Problem requirements: Using the records below, please work out how many lines contain "page"; answer with the number alone.

Material for this task:
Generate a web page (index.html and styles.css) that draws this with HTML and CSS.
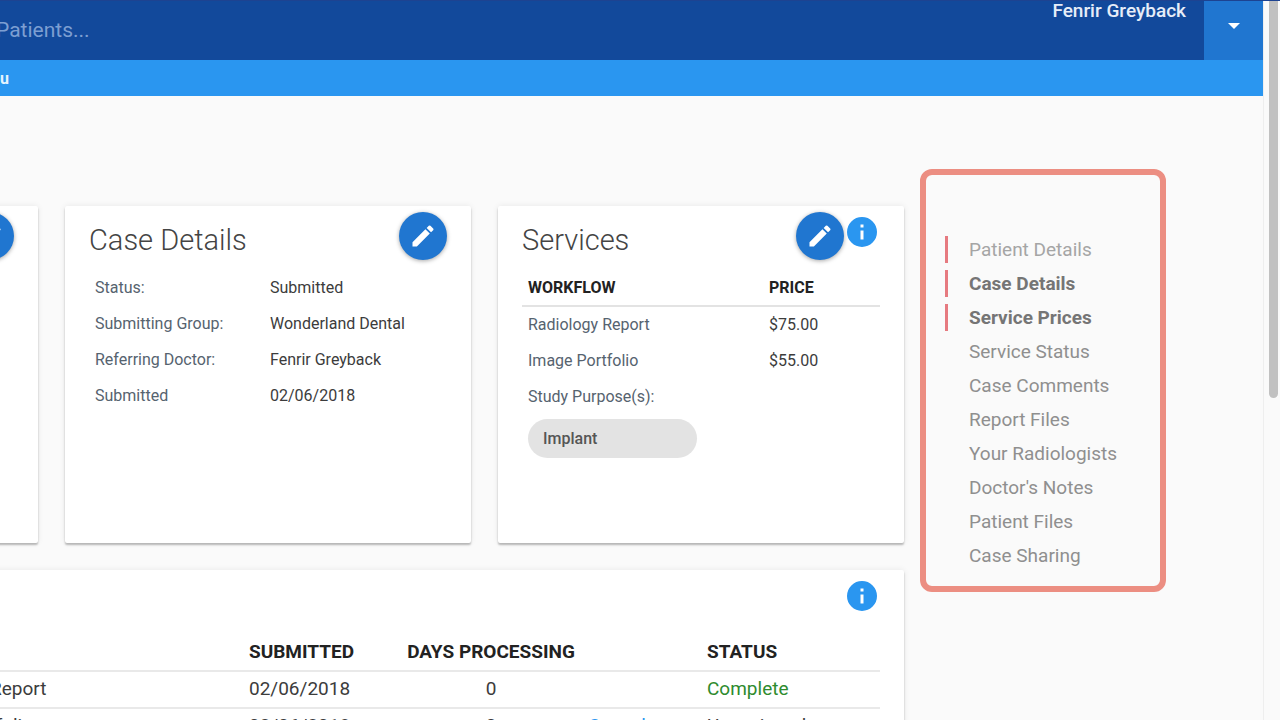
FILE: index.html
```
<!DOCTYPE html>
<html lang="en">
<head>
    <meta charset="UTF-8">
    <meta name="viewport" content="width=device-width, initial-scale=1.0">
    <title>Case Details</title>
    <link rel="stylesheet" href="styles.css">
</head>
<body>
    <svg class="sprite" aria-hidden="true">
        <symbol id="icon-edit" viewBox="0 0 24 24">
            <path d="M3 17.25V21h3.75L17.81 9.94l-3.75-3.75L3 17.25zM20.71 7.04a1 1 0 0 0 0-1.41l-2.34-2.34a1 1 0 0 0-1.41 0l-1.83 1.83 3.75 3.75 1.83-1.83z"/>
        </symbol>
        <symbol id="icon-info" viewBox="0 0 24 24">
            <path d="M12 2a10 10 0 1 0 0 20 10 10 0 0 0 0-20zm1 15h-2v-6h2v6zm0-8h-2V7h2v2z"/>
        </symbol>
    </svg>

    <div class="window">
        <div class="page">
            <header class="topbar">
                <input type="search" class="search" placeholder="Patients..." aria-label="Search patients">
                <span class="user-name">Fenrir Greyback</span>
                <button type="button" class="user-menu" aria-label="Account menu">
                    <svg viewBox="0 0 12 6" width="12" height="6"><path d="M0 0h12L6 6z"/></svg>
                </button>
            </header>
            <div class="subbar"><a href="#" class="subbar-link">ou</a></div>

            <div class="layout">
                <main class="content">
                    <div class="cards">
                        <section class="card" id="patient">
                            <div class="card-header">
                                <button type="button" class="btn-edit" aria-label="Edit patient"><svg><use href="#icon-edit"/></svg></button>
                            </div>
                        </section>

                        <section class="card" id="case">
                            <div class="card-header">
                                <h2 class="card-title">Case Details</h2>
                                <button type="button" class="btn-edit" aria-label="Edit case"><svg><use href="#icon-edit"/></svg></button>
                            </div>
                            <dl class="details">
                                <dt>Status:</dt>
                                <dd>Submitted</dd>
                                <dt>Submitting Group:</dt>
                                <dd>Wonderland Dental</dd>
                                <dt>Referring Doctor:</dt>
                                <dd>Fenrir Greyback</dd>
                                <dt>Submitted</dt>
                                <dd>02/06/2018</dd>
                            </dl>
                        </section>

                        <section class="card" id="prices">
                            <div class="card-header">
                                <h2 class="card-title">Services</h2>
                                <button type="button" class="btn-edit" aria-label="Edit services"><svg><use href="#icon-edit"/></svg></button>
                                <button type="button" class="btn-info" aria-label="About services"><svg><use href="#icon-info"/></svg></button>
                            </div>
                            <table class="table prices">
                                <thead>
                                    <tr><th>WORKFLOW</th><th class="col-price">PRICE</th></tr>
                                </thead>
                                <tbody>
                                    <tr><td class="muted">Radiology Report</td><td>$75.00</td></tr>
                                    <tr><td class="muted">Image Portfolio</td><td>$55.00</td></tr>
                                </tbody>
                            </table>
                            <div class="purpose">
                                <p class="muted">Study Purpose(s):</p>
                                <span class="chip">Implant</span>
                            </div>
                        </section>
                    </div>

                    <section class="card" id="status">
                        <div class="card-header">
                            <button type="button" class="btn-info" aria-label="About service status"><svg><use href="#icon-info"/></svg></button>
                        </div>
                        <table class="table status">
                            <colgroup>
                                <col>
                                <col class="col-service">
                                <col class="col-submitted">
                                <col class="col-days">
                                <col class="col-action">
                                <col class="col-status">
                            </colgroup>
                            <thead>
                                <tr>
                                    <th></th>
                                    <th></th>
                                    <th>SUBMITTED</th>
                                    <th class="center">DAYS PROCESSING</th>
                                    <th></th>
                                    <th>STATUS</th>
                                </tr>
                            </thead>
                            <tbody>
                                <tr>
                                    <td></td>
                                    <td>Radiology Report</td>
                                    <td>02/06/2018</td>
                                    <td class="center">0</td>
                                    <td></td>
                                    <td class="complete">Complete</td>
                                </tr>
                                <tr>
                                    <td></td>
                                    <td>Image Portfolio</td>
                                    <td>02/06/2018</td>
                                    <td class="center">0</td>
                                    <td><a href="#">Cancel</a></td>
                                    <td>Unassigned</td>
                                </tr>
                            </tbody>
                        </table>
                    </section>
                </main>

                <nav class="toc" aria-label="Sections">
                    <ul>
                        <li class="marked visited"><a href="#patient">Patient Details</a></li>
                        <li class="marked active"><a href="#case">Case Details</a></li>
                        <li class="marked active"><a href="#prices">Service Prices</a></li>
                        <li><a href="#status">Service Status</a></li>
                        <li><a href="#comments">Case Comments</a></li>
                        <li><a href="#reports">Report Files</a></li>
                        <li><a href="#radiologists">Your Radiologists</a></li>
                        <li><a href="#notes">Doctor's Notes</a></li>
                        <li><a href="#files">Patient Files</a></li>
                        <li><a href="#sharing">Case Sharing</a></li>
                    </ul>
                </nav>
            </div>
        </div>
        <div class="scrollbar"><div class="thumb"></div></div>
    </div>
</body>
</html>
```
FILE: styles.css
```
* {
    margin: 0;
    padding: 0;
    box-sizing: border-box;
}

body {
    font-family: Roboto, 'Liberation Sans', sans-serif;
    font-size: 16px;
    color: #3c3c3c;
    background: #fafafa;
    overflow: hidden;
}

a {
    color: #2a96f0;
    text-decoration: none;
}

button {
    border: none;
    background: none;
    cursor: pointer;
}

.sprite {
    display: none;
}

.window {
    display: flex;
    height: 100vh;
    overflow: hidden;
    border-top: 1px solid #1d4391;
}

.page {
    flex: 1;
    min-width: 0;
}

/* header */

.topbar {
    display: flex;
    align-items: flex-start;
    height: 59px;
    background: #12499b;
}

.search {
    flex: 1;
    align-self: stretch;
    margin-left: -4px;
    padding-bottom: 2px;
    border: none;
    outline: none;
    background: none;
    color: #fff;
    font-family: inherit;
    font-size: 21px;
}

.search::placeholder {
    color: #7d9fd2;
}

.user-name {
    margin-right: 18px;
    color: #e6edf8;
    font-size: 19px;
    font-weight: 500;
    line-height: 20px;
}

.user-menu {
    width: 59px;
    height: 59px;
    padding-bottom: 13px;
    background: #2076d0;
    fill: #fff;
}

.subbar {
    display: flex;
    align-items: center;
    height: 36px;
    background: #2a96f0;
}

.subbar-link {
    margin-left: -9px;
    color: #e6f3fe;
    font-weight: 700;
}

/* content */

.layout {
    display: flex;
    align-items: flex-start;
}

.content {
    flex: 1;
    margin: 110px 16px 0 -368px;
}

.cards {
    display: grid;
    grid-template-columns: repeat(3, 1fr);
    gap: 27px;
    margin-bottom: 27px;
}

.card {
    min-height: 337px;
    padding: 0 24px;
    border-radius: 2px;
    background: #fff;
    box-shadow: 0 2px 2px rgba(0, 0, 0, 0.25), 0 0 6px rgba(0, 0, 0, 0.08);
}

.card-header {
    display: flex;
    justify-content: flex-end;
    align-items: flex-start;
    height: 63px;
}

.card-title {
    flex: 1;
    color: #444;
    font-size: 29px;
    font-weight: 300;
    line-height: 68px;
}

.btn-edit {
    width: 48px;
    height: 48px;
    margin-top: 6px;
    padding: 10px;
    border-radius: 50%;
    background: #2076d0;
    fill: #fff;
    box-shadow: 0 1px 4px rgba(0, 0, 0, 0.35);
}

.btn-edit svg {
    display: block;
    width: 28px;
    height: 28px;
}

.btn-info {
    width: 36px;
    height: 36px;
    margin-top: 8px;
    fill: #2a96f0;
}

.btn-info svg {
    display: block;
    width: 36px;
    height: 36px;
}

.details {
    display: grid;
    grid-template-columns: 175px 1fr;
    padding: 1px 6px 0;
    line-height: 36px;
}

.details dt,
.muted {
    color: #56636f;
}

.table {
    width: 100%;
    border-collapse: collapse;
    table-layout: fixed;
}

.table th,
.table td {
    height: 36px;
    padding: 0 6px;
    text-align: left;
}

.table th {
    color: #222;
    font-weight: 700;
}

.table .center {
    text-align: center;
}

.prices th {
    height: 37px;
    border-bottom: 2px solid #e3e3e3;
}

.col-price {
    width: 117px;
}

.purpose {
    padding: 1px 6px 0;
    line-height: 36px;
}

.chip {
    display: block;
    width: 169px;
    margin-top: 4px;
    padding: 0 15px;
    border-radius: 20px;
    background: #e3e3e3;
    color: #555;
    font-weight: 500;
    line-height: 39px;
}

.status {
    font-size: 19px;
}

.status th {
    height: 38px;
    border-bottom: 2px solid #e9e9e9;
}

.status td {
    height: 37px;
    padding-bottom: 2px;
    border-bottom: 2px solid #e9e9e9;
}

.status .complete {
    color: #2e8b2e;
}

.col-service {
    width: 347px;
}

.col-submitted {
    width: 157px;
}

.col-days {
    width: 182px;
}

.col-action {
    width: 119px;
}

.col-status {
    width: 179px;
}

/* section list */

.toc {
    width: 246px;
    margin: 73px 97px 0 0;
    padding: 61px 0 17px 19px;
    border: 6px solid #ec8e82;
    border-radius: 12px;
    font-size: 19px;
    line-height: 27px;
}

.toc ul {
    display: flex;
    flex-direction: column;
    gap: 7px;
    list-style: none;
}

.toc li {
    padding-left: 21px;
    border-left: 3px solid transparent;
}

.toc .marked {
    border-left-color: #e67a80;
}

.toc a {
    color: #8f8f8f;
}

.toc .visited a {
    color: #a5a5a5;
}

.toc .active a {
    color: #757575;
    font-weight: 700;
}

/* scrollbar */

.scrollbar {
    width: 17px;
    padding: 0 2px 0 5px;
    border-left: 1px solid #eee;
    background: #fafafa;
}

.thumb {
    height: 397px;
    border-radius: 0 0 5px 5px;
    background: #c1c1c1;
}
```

--

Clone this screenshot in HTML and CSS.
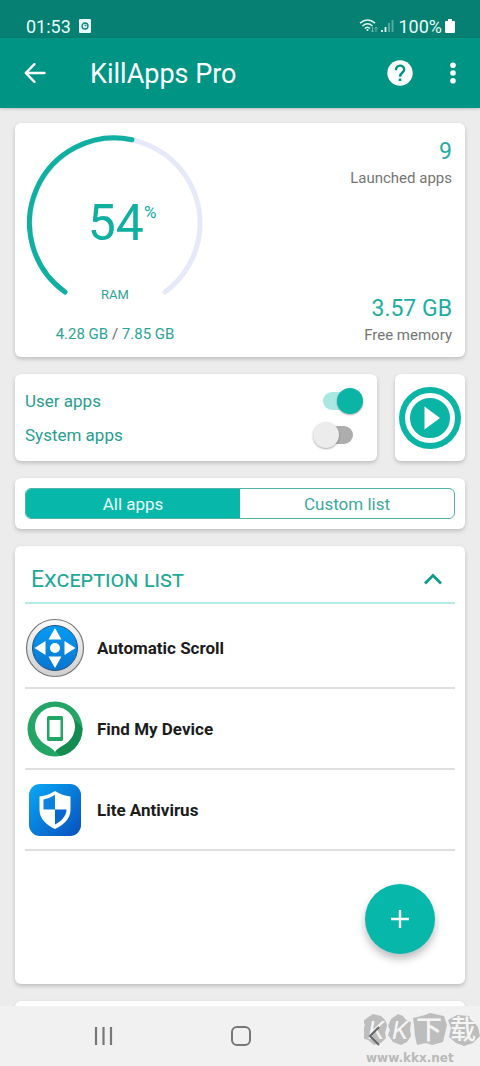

Answer to the exercise: 3